__THE DATA__
start

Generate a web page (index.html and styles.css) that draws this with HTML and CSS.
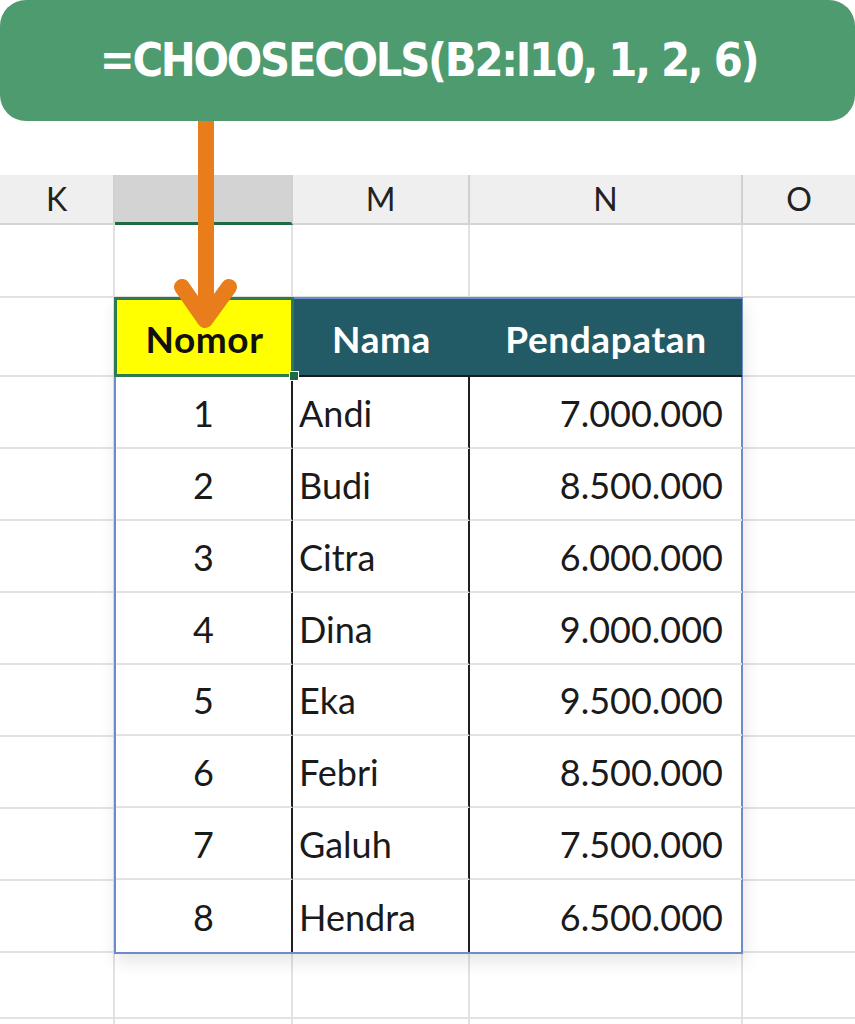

end
start

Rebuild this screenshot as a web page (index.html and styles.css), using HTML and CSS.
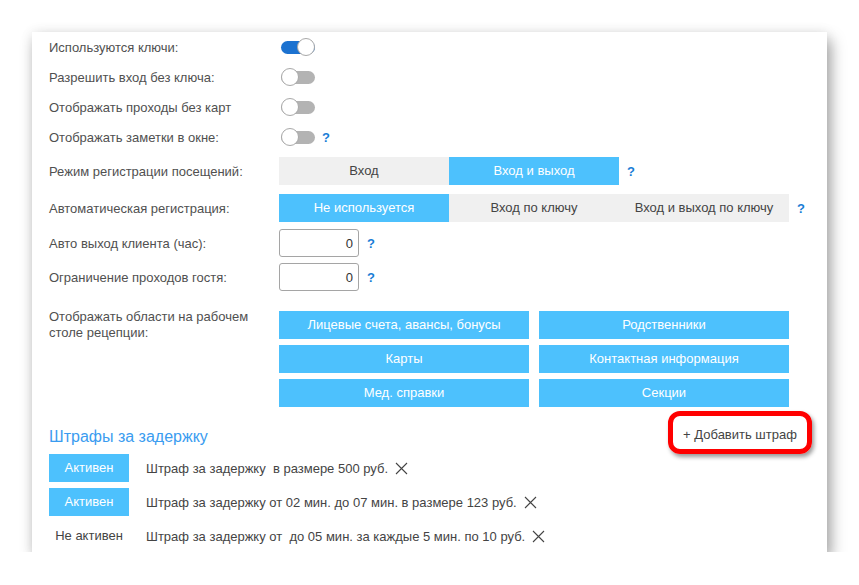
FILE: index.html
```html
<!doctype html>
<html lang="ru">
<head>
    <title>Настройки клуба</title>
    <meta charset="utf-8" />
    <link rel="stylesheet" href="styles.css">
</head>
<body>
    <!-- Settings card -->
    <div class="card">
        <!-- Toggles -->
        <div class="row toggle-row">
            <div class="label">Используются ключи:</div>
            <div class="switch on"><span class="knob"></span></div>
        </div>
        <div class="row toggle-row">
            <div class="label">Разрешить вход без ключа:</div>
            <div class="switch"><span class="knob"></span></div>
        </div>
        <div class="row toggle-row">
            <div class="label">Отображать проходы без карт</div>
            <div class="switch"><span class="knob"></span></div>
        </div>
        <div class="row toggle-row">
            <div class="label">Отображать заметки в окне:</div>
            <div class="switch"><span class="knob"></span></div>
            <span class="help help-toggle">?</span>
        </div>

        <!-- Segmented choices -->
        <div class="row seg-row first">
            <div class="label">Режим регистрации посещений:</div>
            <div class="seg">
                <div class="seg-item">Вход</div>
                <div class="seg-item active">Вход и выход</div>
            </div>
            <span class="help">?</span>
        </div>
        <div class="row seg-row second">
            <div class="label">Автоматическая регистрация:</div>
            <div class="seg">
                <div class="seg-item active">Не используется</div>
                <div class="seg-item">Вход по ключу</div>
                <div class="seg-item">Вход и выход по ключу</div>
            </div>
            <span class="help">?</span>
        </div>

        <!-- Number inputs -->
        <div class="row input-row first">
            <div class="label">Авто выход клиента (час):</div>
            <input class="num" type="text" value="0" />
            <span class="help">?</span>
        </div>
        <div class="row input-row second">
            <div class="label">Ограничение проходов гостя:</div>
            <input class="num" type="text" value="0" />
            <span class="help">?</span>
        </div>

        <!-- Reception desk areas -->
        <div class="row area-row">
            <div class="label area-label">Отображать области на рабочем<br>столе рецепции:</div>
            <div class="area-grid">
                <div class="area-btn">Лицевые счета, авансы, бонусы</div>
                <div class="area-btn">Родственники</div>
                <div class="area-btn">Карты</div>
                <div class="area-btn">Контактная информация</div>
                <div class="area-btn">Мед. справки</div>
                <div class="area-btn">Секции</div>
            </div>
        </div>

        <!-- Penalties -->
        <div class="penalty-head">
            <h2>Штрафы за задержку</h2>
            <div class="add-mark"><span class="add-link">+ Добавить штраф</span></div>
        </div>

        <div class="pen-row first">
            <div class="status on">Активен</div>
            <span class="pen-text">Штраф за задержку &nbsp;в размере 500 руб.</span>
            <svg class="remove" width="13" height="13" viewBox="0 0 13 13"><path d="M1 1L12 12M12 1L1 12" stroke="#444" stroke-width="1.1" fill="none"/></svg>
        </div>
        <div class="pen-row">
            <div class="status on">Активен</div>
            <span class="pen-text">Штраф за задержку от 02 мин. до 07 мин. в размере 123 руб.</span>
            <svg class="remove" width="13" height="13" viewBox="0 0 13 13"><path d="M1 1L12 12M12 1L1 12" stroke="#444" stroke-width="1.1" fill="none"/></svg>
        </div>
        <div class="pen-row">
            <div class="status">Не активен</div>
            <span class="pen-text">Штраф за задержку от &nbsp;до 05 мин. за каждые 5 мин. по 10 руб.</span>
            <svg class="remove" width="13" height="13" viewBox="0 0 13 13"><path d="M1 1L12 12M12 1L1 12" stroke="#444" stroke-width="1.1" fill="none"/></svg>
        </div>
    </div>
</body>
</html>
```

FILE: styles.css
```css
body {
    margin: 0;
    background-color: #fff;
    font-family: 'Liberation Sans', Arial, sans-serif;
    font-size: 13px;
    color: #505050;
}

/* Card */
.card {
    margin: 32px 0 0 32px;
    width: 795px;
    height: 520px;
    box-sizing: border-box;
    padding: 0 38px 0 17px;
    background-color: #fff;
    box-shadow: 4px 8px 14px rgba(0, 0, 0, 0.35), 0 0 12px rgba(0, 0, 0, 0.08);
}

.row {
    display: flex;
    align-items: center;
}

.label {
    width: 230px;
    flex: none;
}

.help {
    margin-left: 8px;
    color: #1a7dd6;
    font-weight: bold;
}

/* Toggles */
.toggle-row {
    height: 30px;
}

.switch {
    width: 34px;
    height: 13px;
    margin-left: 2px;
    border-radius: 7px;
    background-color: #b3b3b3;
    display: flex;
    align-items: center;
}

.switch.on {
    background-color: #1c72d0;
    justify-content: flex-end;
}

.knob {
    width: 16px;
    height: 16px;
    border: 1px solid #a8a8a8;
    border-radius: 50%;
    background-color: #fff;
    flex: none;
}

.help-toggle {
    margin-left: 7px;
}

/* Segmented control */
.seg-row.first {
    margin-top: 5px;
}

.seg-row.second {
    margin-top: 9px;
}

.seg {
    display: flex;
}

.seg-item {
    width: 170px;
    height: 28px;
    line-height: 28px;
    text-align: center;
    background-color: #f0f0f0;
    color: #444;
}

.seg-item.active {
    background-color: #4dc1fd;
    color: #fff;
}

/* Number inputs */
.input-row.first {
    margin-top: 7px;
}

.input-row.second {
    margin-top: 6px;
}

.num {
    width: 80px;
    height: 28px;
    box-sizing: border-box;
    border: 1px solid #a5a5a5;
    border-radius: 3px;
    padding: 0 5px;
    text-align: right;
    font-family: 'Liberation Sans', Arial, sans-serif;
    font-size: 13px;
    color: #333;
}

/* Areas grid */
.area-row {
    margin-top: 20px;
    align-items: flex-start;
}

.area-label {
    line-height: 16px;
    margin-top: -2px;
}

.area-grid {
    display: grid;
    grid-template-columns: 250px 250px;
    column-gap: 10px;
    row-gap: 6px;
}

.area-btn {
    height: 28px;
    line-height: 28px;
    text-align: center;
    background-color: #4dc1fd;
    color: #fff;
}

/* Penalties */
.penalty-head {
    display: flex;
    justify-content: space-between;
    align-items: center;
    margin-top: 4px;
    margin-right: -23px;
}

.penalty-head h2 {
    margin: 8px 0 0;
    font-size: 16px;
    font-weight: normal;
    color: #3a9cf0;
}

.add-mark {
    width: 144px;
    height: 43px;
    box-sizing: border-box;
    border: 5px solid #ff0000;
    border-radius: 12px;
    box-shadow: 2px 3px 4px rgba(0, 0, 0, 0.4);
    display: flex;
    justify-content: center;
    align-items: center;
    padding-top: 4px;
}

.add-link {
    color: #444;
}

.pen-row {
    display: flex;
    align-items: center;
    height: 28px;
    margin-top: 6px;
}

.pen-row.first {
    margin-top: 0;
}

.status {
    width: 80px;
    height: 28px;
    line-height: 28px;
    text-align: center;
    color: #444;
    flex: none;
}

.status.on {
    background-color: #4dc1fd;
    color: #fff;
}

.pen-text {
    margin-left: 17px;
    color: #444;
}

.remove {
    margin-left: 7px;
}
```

end
start

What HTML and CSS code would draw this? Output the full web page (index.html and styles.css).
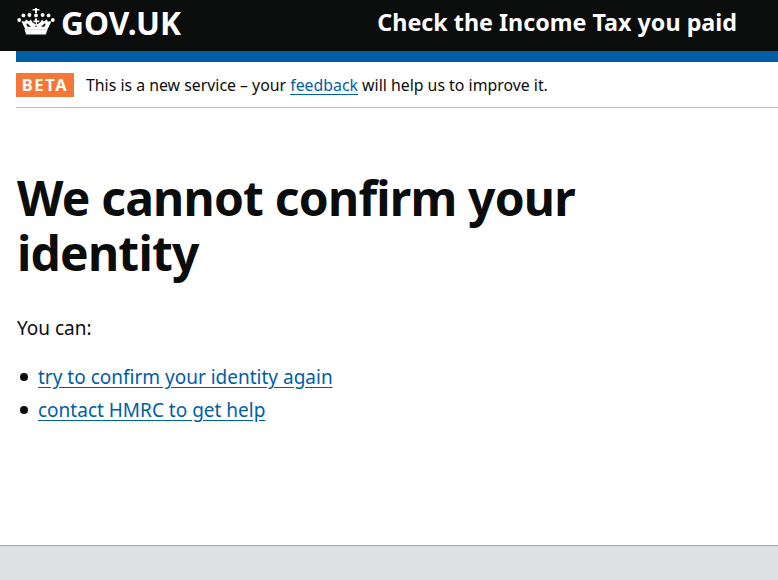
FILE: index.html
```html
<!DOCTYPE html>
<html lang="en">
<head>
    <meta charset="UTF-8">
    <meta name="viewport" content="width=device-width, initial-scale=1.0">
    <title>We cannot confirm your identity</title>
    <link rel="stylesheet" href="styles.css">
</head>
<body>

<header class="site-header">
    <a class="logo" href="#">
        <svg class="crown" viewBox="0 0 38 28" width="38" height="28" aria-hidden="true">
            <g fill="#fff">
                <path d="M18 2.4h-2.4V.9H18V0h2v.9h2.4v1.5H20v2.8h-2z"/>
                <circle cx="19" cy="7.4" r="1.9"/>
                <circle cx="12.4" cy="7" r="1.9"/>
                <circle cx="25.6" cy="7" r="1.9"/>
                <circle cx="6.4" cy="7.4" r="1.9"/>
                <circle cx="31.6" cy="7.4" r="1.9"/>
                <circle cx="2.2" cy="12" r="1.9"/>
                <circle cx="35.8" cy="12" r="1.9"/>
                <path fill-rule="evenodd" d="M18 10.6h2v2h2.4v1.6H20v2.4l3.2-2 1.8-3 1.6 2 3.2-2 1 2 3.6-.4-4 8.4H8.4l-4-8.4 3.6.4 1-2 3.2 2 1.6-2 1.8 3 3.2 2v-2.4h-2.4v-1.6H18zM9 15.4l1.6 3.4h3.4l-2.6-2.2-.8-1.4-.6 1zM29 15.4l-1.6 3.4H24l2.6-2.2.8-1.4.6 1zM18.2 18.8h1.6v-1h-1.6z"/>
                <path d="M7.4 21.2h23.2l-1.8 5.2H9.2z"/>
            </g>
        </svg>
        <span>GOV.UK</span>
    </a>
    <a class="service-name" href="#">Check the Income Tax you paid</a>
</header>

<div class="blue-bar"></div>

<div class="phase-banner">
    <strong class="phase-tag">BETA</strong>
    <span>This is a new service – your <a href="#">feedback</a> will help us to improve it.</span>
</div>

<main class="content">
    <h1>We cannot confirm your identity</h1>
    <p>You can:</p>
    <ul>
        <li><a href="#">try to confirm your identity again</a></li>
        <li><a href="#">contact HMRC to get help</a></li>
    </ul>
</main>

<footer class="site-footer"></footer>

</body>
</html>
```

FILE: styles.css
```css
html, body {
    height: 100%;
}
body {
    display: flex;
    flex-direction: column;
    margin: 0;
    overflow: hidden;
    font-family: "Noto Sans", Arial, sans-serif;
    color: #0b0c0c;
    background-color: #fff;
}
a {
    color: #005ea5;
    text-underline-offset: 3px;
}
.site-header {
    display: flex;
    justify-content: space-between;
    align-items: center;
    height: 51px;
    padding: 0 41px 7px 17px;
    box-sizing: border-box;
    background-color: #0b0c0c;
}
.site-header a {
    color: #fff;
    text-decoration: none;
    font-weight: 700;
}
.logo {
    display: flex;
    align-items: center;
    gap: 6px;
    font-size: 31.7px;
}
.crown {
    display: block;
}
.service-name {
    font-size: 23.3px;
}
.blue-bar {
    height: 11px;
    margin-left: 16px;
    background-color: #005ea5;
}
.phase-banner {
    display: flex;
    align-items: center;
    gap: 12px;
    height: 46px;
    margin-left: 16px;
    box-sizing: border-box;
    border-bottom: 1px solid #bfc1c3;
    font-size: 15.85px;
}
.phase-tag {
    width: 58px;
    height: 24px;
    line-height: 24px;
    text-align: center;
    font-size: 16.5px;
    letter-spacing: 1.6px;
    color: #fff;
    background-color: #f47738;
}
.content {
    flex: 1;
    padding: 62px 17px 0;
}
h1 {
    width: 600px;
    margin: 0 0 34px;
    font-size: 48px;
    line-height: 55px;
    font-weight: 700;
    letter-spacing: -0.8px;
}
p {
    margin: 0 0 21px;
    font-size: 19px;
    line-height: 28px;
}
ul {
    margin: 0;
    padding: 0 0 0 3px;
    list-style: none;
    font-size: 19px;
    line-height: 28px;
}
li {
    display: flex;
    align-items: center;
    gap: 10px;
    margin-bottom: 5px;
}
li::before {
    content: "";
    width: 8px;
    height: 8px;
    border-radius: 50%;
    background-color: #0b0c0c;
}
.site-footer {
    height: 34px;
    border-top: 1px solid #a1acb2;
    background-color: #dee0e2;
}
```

end

__DIRECTIONS FOR THIS TASK__
Which lines include the word "index"? List them all.

__SOLUTION TO THIS EXERCISE__
Generate a web page (index.html and styles.css) that draws this with HTML and CSS.
Rebuild this screenshot as a web page (index.html and styles.css), using HTML and CSS.
FILE: index.html
What HTML and CSS code would draw this? Output the full web page (index.html and styles.css).
FILE: index.html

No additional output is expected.